▸ Provided entries
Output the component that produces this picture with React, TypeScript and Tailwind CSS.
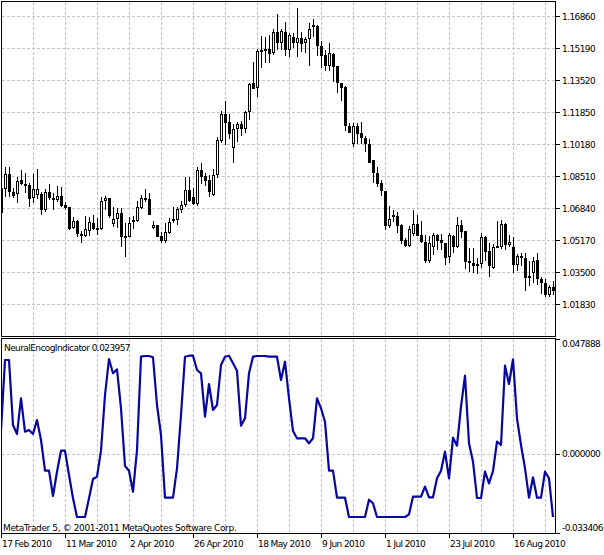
import React from 'react';

type Row = [number, number, number, number, number];

// wick top, wick bottom, body top, body bottom, filled (traced at 3x)
const early: Row[] = [
  [85, 158, 85, 158, 1], [22, 110, 42, 88, 0], [20, 110, 42, 97, 1], [85, 115, 95, 107, 1], [50, 128, 62, 103, 0],
  [30, 75, 60, 73, 1], [40, 100, 72, 77, 1], [70, 140, 75, 118, 1], [42, 128, 88, 113, 0], [28, 118, 88, 105, 0],
  [95, 165, 103, 150, 1], [88, 155, 97, 150, 0], [72, 120, 97, 115, 1], [100, 150, 114, 119, 1], [78, 125, 108, 120, 0],
  [80, 140, 108, 137, 1], [125, 150, 135, 145, 1], [142, 210, 142, 208, 1], [170, 208, 183, 203, 0], [180, 232, 183, 223, 1],
  [212, 248, 222, 227, 1], [168, 232, 208, 228, 0], [172, 228, 186, 214, 0], [165, 210, 190, 208, 1], [175, 225, 204, 208, 1],
  [112, 210, 123, 208, 0], [108, 150, 113, 124, 0], [113, 175, 113, 167, 1], [140, 200, 178, 193, 0], [143, 205, 159, 178, 0],
  [145, 260, 159, 230, 1], [190, 290, 228, 230, 1], [170, 232, 190, 230, 0], [168, 208, 180, 184, 1], [122, 185, 142, 182, 0],
  [105, 148, 114, 143, 0], [88, 125, 113, 118, 1], [100, 164, 118, 164, 1], [184, 208, 196, 203, 0], [195, 232, 195, 232, 1],
  [215, 248, 228, 242, 1], [190, 248, 216, 243, 0], [175, 222, 186, 218, 0], [142, 190, 177, 180, 1], [140, 195, 147, 179, 0],
  [122, 160, 135, 150, 0], [50, 140, 91, 135, 0], [50, 125, 89, 122, 1], [85, 135, 112, 132, 1], [22, 138, 30, 133, 0],
];

const middle: Row[] = [
  [489, 552, 510, 531, 1], [519, 558, 528, 543, 1], [525, 591, 540, 576, 1], [507, 588, 525, 585, 0], [411, 534, 420, 525, 0],
  [332, 430, 343, 422, 0], [303, 435, 343, 370, 1], [343, 417, 367, 402, 1], [372, 490, 388, 445, 0], [365, 425, 372, 388, 0],
  [362, 408, 372, 387, 1], [333, 400, 335, 387, 0], [250, 360, 252, 337, 0], [187, 267, 250, 267, 1], [148, 290, 153, 265, 0],
  [108, 203, 150, 155, 1], [112, 188, 147, 150, 1], [105, 188, 147, 162, 1], [88, 165, 97, 158, 0], [42, 150, 96, 128, 1],
  [88, 150, 94, 128, 0], [66, 168, 96, 150, 1], [100, 170, 105, 150, 0], [100, 145, 110, 128, 1], [24, 172, 114, 128, 0],
  [96, 155, 114, 132, 1], [112, 158, 118, 130, 0], [70, 197, 88, 118, 0], [57, 110, 75, 80, 1], [75, 167, 78, 137, 1],
  [122, 205, 138, 167, 1], [150, 213, 165, 197, 1], [128, 212, 160, 197, 0], [160, 245, 162, 200, 1], [198, 278, 198, 250, 1],
  [250, 302, 250, 263, 1], [258, 392, 262, 377, 1], [370, 400, 377, 398, 1], [368, 440, 378, 432, 0], [368, 432, 378, 402, 1],
  [365, 432, 400, 415, 1], [408, 455, 414, 433, 1], [418, 490, 432, 488, 1], [480, 549, 480, 519, 1], [501, 561, 519, 552, 1],
  [540, 588, 549, 573, 1], [573, 690, 573, 678, 1], [618, 684, 657, 678, 0], [630, 666, 645, 651, 0], [635, 699, 648, 678, 1],
  [672, 732, 675, 723, 1],
];

const late: Row[] = [
  [235, 262, 240, 258, 1], [198, 262, 208, 258, 0], [150, 228, 192, 222, 0], [165, 228, 192, 228, 1], [182, 250, 226, 246, 1],
  [225, 310, 246, 302, 1], [228, 310, 250, 302, 0], [218, 285, 225, 262, 0], [222, 270, 225, 242, 1], [222, 270, 240, 248, 1],
  [248, 315, 250, 294, 1], [218, 308, 226, 292, 0], [225, 280, 228, 260, 1], [170, 265, 195, 260, 0], [180, 234, 195, 215, 1],
  [213, 327, 213, 305, 1], [265, 335, 303, 305, 1], [265, 340, 310, 318, 1], [295, 342, 312, 318, 1], [220, 325, 232, 313, 0],
  [228, 302, 230, 275, 1], [250, 350, 273, 318, 1], [252, 327, 260, 325, 0], [182, 265, 258, 263, 1], [180, 268, 192, 262, 0],
  [188, 270, 192, 255, 1], [225, 262, 247, 255, 0], [232, 338, 262, 314, 1], [282, 333, 288, 314, 0], [280, 318, 288, 295, 1],
  [278, 392, 295, 355, 1], [302, 378, 347, 355, 0], [290, 370, 302, 340, 0], [280, 375, 300, 358, 1], [352, 402, 358, 370, 1],
  [358, 412, 370, 404, 1], [375, 412, 380, 404, 0], [362, 405, 382, 392, 1],
];

const candles = [
  ...early.map((r) => ({ r, off: 160 })),
  ...middle.map((r) => ({ r, off: 0 })),
  ...late.map((r) => ({ r, off: 160 })),
].map(({ r, off }, i) => ({
  x: 1 + i * 4,
  wt: Math.round(off + r[0] / 3),
  wb: Math.round(off + r[1] / 3),
  bt: Math.round(off + r[2] / 3),
  bb: Math.round(off + r[3] / 3),
  filled: r[4] === 1,
}));

// indicator values, same tracing, one per candle
const signal = [
  285, 75, 75, 270, 297, 190, 290, 285, 297, 255, 315, 407, 407, 483, 410, 347, 347, 420, 490, 546, 546, 546, 490, 432, 425,
  347, 180, 72, 115, 103, 220, 393, 407, 470, 345, 65, 63, 63, 67, 210, 300, 488, 488, 488, 400, 240, 65, 62, 62, 105,
  115, 245, 147, 225, 210, 90, 65, 62, 85, 107, 272, 250, 115, 65, 63, 63, 63, 65, 65, 65, 135, 80, 190, 288, 310, 310, 310,
  325, 310, 190, 220, 260, 407, 407, 488, 488, 488, 546, 546, 546, 546, 546, 494, 505, 546, 546, 546, 546, 546, 546, 546,
  546, 538, 485, 485, 485, 455, 487, 487, 430, 407, 350, 430, 308, 332, 215, 122, 325, 380, 489, 489, 410, 445, 408, 320,
  330, 92, 147, 73, 250, 330, 400, 488, 427, 488, 488, 410, 430, 546,
];

const signalPoints = signal.map((v, i) => `${1 + i * 4},${(335 + v / 3).toFixed(1)}`).join(' ');

const gridX = Array.from({ length: 17 }, (_, i) => 33 + i * 32);
const gridY = Array.from({ length: 10 }, (_, i) => 16 + i * 32);

const prices = ['1.16860', '1.15190', '1.13520', '1.11850', '1.10180', '1.08510', '1.06840', '1.05170', '1.03500', '1.01830'];
const dates = ['17 Feb 2010', '11 Mar 2010', '2 Apr 2010', '26 Apr 2010', '18 May 2010', '9 Jun 2010', '1 Jul 2010', '23 Jul 2010', '16 Aug 2010'];

const GridLines: React.FC<{ ys: number[]; top: number; bottom: number }> = ({ ys, top, bottom }) => (
  <g stroke="#c4c4c4" strokeWidth="1" strokeDasharray="3 2" shapeRendering="crispEdges">
    {gridX.map((x) => (
      <line key={x} x1={x + 0.5} x2={x + 0.5} y1={top} y2={bottom} />
    ))}
    {ys.map((y) => (
      <line key={y} x1={2} x2={555} y1={y + 0.5} y2={y + 0.5} />
    ))}
  </g>
);

const PriceChart: React.FC = () => (
  <svg width="553" height="334" viewBox="2 2 553 334" className="block">
    <GridLines ys={gridY} top={2} bottom={336} />
    <g shapeRendering="crispEdges">
      {candles.map((c) => (
        <g key={c.x}>
          <rect x={c.x} y={c.wt} width="1" height={c.wb - c.wt} fill="#000" />
          {c.filled ? (
            <rect x={c.x - 1} y={c.bt} width="3" height={Math.max(c.bb - c.bt, 2)} fill="#000" />
          ) : (
            <rect x={c.x - 0.5} y={c.bt + 0.5} width="2" height={Math.max(c.bb - c.bt - 1, 1)} fill="#fff" stroke="#000" />
          )}
        </g>
      ))}
    </g>
  </svg>
);

const SignalChart: React.FC = () => (
  <svg width="553" height="194" viewBox="2 339 553 194" className="block">
    <GridLines ys={[454]} top={339} bottom={533} />
    <polyline points={signalPoints} fill="none" stroke="#0606a0" strokeWidth="2.2" strokeLinejoin="round" />
  </svg>
);

const Tick = () => <div className="w-1 h-px shrink-0 bg-black" />;

export default function App() {
  return (
    <div className="w-[604px] h-[555px] bg-white text-black text-[9px] leading-[12px] tracking-[-0.6px] font-['DejaVu_Sans',Verdana,sans-serif] overflow-hidden">
      <div className="flex h-[338px]">
        <div className="w-[556px] pl-px pt-px shrink-0">
          <div className="w-[555px] h-[336px] border border-black">
            <PriceChart />
          </div>
        </div>
        <div className="flex flex-col">
          {prices.map((p) => (
            <div key={p} className="flex items-center h-[32px] gap-[2px]">
              <Tick />
              <span className="pt-[2px]">{p}</span>
            </div>
          ))}
        </div>
      </div>

      <div className="flex h-[196px]">
        <div className="w-[556px] pl-px shrink-0">
          <div className="relative w-[555px] h-[196px] border border-black">
            <SignalChart />
            <span className="absolute left-[2px] top-[3px] tracking-[-0.58px]">NeuralEncogIndicator 0.023957</span>
            <span className="absolute left-[1px] bottom-[-1px] tracking-[-0.38px]">MetaTrader 5, © 2001-2011 MetaQuotes Software Corp.</span>
          </div>
        </div>
        <div className="flex flex-col">
          <div className="flex items-start h-[12px] mt-px gap-[2px]">
            <Tick />
            <span className="-mt-px">0.047888</span>
          </div>
          <div className="flex items-center h-[12px] mt-[97px] gap-[2px]">
            <Tick />
            <span>0.000000</span>
          </div>
          <div className="flex items-end h-[12px] mt-[62px] gap-[2px]">
            <Tick />
            <span>-0.033406</span>
          </div>
        </div>
      </div>

      <div className="flex pl-px">
        {dates.map((d) => (
          <div key={d} className="flex w-[64px] shrink-0 whitespace-nowrap">
            <div className="w-px h-1 shrink-0 bg-black" />
            <span className="mt-[4px]">{d}</span>
          </div>
        ))}
      </div>
    </div>
  );
}
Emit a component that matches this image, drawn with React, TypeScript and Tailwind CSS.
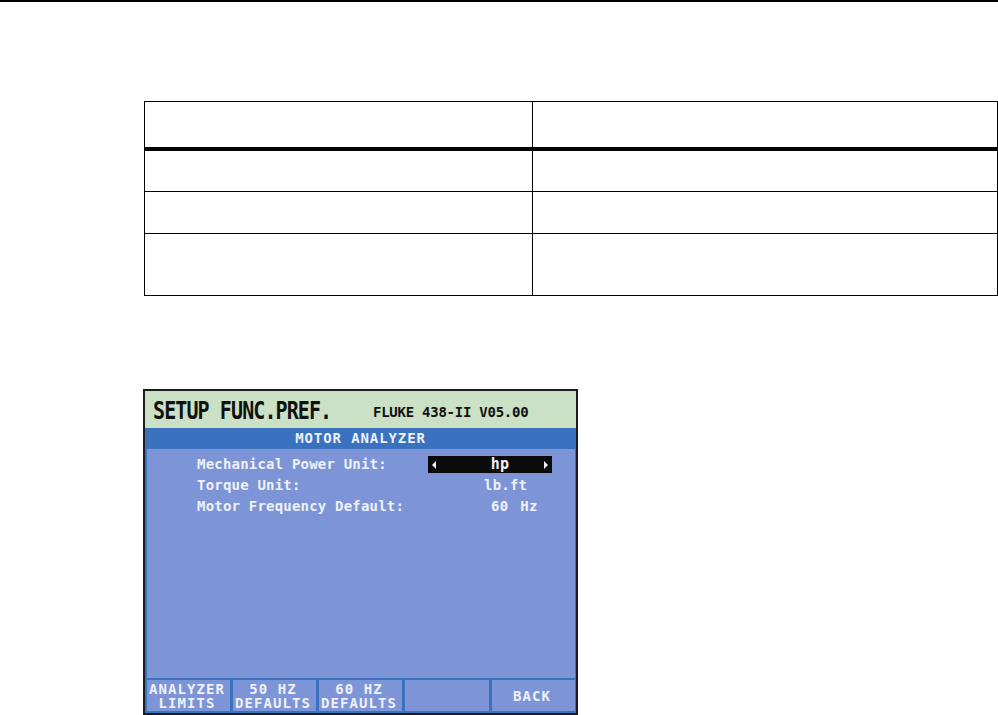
const font = { fontFamily: '"DejaVu Sans Mono", monospace' };

function SoftKey({ lines, width }: { lines: string[]; width: string }) {
  return (
    <div className={`${width} h-full bg-[#7d95d6] flex flex-col items-center justify-center pr-[3px] text-[#eef1fb] text-[14px] leading-[14px] font-bold tracking-[1.1px] whitespace-nowrap`}>
      {lines.map((l) => (
        <div key={l} className="h-[14px]">{l}</div>
      ))}
    </div>
  );
}

export default function App() {
  return (
    <div className="w-[998px] h-[715px] bg-white overflow-hidden relative">
      <div className="h-[2px] bg-black" />
      <div className="ml-[144px] mt-[99px] w-[854px] border-t border-t-black border-l border-l-black border-r border-r-black border-b border-b-black box-border h-[195px] flex flex-col">
        <div className="h-[49px] flex border-b-[4px] border-b-black box-border">
          <div className="w-[388px] border-r border-r-black" />
          <div className="flex-1" />
        </div>
        <div className="h-[41px] flex border-b border-b-black box-border">
          <div className="w-[388px] border-r border-r-black" />
          <div className="flex-1" />
        </div>
        <div className="h-[42px] flex border-b border-b-black box-border">
          <div className="w-[388px] border-r border-r-black" />
          <div className="flex-1" />
        </div>
        <div className="flex-1 flex">
          <div className="w-[388px] border-r border-r-black" />
          <div className="flex-1" />
        </div>
      </div>

      <div
        style={font}
        className="ml-[143px] mt-[93px] w-[435px] h-[326px] border-[2px] border-[#1c1c1c] box-border flex flex-col bg-[#3b72c0]"
      >
        <div className="h-[37px] bg-[#cbe1c5] flex items-center pl-[8px] text-[#111]">
          <span className="w-[220px] text-[20px] font-bold tracking-[-0.9px] whitespace-nowrap scale-y-125 origin-center">SETUP FUNC.PREF.</span>
          <span className="text-[14px] font-bold tracking-[-0.25px] whitespace-nowrap mt-[6px]">FLUKE 438-II V05.00</span>
        </div>
        <div className="h-[21px] flex items-center justify-center text-[#eef1fb] text-[14px] font-bold tracking-[0.9px] whitespace-nowrap">
          MOTOR ANALYZER
        </div>
        <div className="flex-1 ml-[2px] mr-[1px] bg-[#7d95d6] pt-[5px] text-[#eef1fb] text-[14px] font-bold leading-[21px] tracking-[0.2px]">
          <div className="flex h-[21px]">
            <span className="ml-[50px] w-[231px] whitespace-nowrap">Mechanical Power Unit:</span>
            <span className="w-[124px] h-[17px] mt-[2px] bg-[#0b0b0b] flex items-center justify-between px-[4px]">
              <svg width="5" height="8" viewBox="0 0 5 8"><path d="M4 0 L0 4 L4 8 Z" fill="#eef1fb" /></svg>
              <span className="text-[15px] ml-[20px]">hp</span>
              <svg width="5" height="8" viewBox="0 0 5 8"><path d="M1 0 L5 4 L1 8 Z" fill="#eef1fb" /></svg>
            </span>
          </div>
          <div className="flex h-[21px]">
            <span className="ml-[50px] w-[287px]">Torque Unit:</span>
            <span>lb.ft</span>
          </div>
          <div className="flex h-[21px]">
            <span className="ml-[50px] w-[294px] whitespace-nowrap">Motor Frequency Default:</span>
            <span className="flex gap-[12px]">
              <span>60</span>
              <span>Hz</span>
            </span>
          </div>
        </div>
        <div className="h-[35px] pt-[2px] pb-[2px] flex gap-[3px] pl-[2px] pr-[1px]">
          <SoftKey lines={["ANALYZER", "LIMITS"]} width="w-[83px]" />
          <SoftKey lines={["50 HZ", "DEFAULTS"]} width="w-[83px]" />
          <SoftKey lines={["60 HZ", "DEFAULTS"]} width="w-[83px]" />
          <SoftKey lines={[""]} width="w-[84px]" />
          <SoftKey lines={["BACK"]} width="flex-1" />
        </div>
      </div>
    </div>
  );
}
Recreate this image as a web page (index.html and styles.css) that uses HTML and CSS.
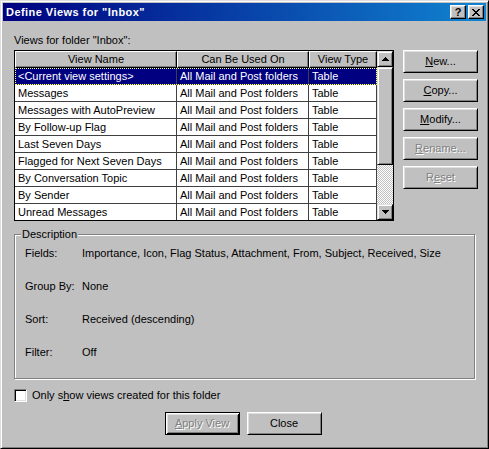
FILE: index.html
```html
<!DOCTYPE html>
<html>
<head>
<meta charset="utf-8">
<link rel="stylesheet" href="styles.css">
</head>
<body>
<div class="window">
  <div class="titlebar">
    <span class="title">Define Views for "Inbox"</span>
    <div class="tbtns">
      <span class="tbtn help">?</span>
      <span class="tbtn"><svg width="8" height="7" viewBox="0 0 8 7" shape-rendering="crispEdges"><path fill="#000" d="M0 0h2v1H0zM6 0h2v1H6zM1 1h2v1H1zM5 1h2v1H5zM2 2h4v1H2zM3 3h2v1H3zM2 4h4v1H2zM1 5h2v1H1zM5 5h2v1H5zM0 6h2v1H0zM6 6h2v1H6z"/></svg></span>
    </div>
  </div>
  <div class="content">
    <div class="top">
      <div class="left">
        <div class="lbl">Views for folder "Inbox":</div>
        <div class="list">
          <div class="list-main">
            <div class="hdr">
              <div class="hc c1">View Name</div>
              <div class="hc c2">Can Be Used On</div>
              <div class="hc c3">View Type</div>
            </div>
            <div class="row sel"><div class="cell c1">&lt;Current view settings&gt;</div><div class="cell c2">All Mail and Post folders</div><div class="cell c3">Table</div></div>
            <div class="row"><div class="cell c1">Messages</div><div class="cell c2">All Mail and Post folders</div><div class="cell c3">Table</div></div>
            <div class="row"><div class="cell c1">Messages with AutoPreview</div><div class="cell c2">All Mail and Post folders</div><div class="cell c3">Table</div></div>
            <div class="row"><div class="cell c1">By Follow-up Flag</div><div class="cell c2">All Mail and Post folders</div><div class="cell c3">Table</div></div>
            <div class="row"><div class="cell c1">Last Seven Days</div><div class="cell c2">All Mail and Post folders</div><div class="cell c3">Table</div></div>
            <div class="row"><div class="cell c1">Flagged for Next Seven Days</div><div class="cell c2">All Mail and Post folders</div><div class="cell c3">Table</div></div>
            <div class="row"><div class="cell c1">By Conversation Topic</div><div class="cell c2">All Mail and Post folders</div><div class="cell c3">Table</div></div>
            <div class="row"><div class="cell c1">By Sender</div><div class="cell c2">All Mail and Post folders</div><div class="cell c3">Table</div></div>
            <div class="row"><div class="cell c1">Unread Messages</div><div class="cell c2">All Mail and Post folders</div><div class="cell c3">Table</div></div>
          </div>
          <div class="vscroll">
            <div class="sb-btn"><svg width="7" height="4" viewBox="0 0 7 4" shape-rendering="crispEdges"><path fill="#000" d="M3 0h1v1H3zM2 1h3v1H2zM1 2h5v1H1zM0 3h7v1H0z"/></svg></div>
            <div class="sb-btn thumb"></div>
            <div class="track"></div>
            <div class="sb-btn"><svg width="7" height="4" viewBox="0 0 7 4" shape-rendering="crispEdges"><path fill="#000" d="M0 0h7v1H0zM1 1h5v1H1zM2 2h3v1H2zM3 3h1v1H3z"/></svg></div>
          </div>
        </div>
      </div>
      <div class="side">
        <div class="btn"><u>N</u>ew...</div>
        <div class="btn"><u>C</u>opy...</div>
        <div class="btn"><u>M</u>odify...</div>
        <div class="btn disabled"><u>R</u>ename...</div>
        <div class="btn disabled">R<u>e</u>set</div>
      </div>
    </div>
    <fieldset class="desc">
      <legend>Description</legend>
      <div class="desc-grid">
        <div>Fields:</div><div>Importance, Icon, Flag Status, Attachment, From, Subject, Received, Size</div>
        <div>Group By:</div><div>None</div>
        <div>Sort:</div><div>Received (descending)</div>
        <div>Filter:</div><div>Off</div>
      </div>
    </fieldset>
    <div class="chk"><span class="box"></span><span>Only s<u>h</u>ow views created for this folder</span></div>
    <div class="bottom">
      <div class="btn default disabled"><u>A</u>pply View</div>
      <div class="btn">Close</div>
    </div>
  </div>
</div>
</body>
</html>
```

FILE: styles.css
```css
html, body {
  margin: 0;
  background: #c0c0c0;
}
body {
  font-family: "Liberation Sans", Arial, sans-serif;
  font-size: 11px;
  line-height: 13px;
  color: #000;
}
.window {
  width: 489px;
  height: 449px;
  box-sizing: border-box;
  border: 1px solid;
  border-color: #dfdfdf #000 #000 #dfdfdf;
  box-shadow: inset 1px 1px #fff, inset -1px -1px #808080;
  padding: 2px;
  display: flex;
  flex-direction: column;
}
.titlebar {
  height: 18px;
  flex: none;
  background: linear-gradient(to right, #000080, #1084d0);
  display: flex;
  align-items: center;
  justify-content: space-between;
  padding: 0 2px 0 3px;
  color: #fff;
  font-weight: bold;
}
.title {
  letter-spacing: 0.45px;
}
.tbtns {
  display: flex;
  gap: 2px;
}
.tbtn {
  width: 16px;
  height: 14px;
  box-sizing: border-box;
  background: #c0c0c0;
  border: 1px solid;
  border-color: #fff #000 #000 #fff;
  box-shadow: inset -1px -1px #808080, inset 1px 1px #dfdfdf;
  display: flex;
  align-items: center;
  justify-content: center;
  color: #000;
}
.help {
  font-size: 11px;
  line-height: 12px;
}
.content {
  flex: 1;
  display: flex;
  flex-direction: column;
  padding: 13px 10px 0 11px;
}
.top {
  display: flex;
  gap: 9px;
}
.left {
  width: 380px;
  display: flex;
  flex-direction: column;
}
.lbl {
  margin-bottom: 3px;
}
.list {
  display: flex;
  height: 171px;
  box-sizing: border-box;
  border: 1px solid #000;
  background: #fff;
}
.list-main {
  width: 362px;
  display: flex;
  flex-direction: column;
  overflow: hidden;
}
.hdr {
  display: flex;
  height: 17px;
  flex: none;
  background: #c0c0c0;
}
.hc {
  box-sizing: border-box;
  height: 17px;
  border: 1px solid;
  border-color: #fff #000 #000 #fff;
  box-shadow: inset -1px -1px #808080;
  text-align: center;
  line-height: 15px;
  white-space: nowrap;
  overflow: hidden;
}
.c1 { width: 162px; flex: none; }
.c2 { width: 132px; flex: none; }
.c3 { width: 68px; flex: none; }
.row {
  display: flex;
  height: 17px;
  flex: none;
  box-sizing: border-box;
  border-bottom: 1px solid #404040;
}
.row:last-child {
  border-bottom: none;
  height: 16px;
}
.cell {
  box-sizing: border-box;
  border-right: 1px solid #404040;
  padding-left: 3px;
  line-height: 16px;
  white-space: nowrap;
  overflow: hidden;
}
.row.sel {
  background: #000080;
  color: #fff;
  outline: 1px dotted #ffff80;
  outline-offset: -1px;
}
.vscroll {
  width: 16px;
  flex: none;
  display: flex;
  flex-direction: column;
  background: repeating-conic-gradient(#fff 0 25%, #c0c0c0 0 50%) 0 0 / 2px 2px;
}
.sb-btn {
  height: 16px;
  flex: none;
  box-sizing: border-box;
  background: #c0c0c0;
  border: 1px solid;
  border-color: #dfdfdf #000 #000 #dfdfdf;
  box-shadow: inset 1px 1px #fff, inset -1px -1px #808080;
  display: flex;
  align-items: center;
  justify-content: center;
}
.sb-btn svg { display: block; }
.thumb {
  height: 98px;
}
.track {
  flex: 1;
}
.side {
  display: flex;
  flex-direction: column;
  gap: 6px;
  margin-top: 16px;
}
.btn {
  width: 75px;
  height: 23px;
  box-sizing: border-box;
  border: 1px solid;
  border-color: #fff #000 #000 #fff;
  box-shadow: inset 1px 1px #dfdfdf, inset -1px -1px #808080;
  display: flex;
  align-items: center;
  justify-content: center;
  background: #c0c0c0;
}
.btn.disabled {
  color: #808080;
  text-shadow: 1px 1px 0 #fff;
}
.btn.default {
  border-color: #000;
  box-shadow: inset 1px 1px #fff, inset -1px -1px #000, inset 2px 2px #dfdfdf, inset -2px -2px #808080;
}
.desc {
  margin: 7px 0 0 0;
  padding: 0;
  width: 461px;
  box-sizing: border-box;
  min-inline-size: 0;
  border: 1px solid #808080;
  box-shadow: inset 1px 1px #fff, 1px 1px #fff;
}
.desc legend {
  padding: 0 1px;
  margin-left: 6px;
  line-height: 13px;
  background: #c0c0c0;
}
.desc-grid {
  display: grid;
  grid-template-columns: 57px 1fr;
  row-gap: 20px;
  padding: 6px 0 19px 10px;
}
.chk {
  display: flex;
  align-items: center;
  gap: 5px;
  margin-top: 10px;
  height: 13px;
}
.box {
  width: 13px;
  height: 13px;
  box-sizing: border-box;
  background: #fff;
  border: 1px solid;
  border-color: #808080 #fff #fff #808080;
  box-shadow: inset 1px 1px #000, inset -1px -1px #dfdfdf;
}
.bottom {
  display: flex;
  justify-content: center;
  gap: 7px;
  margin-top: 10px;
  padding-right: 4px;
}
```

▸ Task statement
Find the lines containing "image" and list every one of them.

▸ Completed exercise
Emit a component that matches this image, drawn with React, TypeScript and Tailwind CSS.
Recreate this image as a web page (index.html and styles.css) that uses HTML and CSS.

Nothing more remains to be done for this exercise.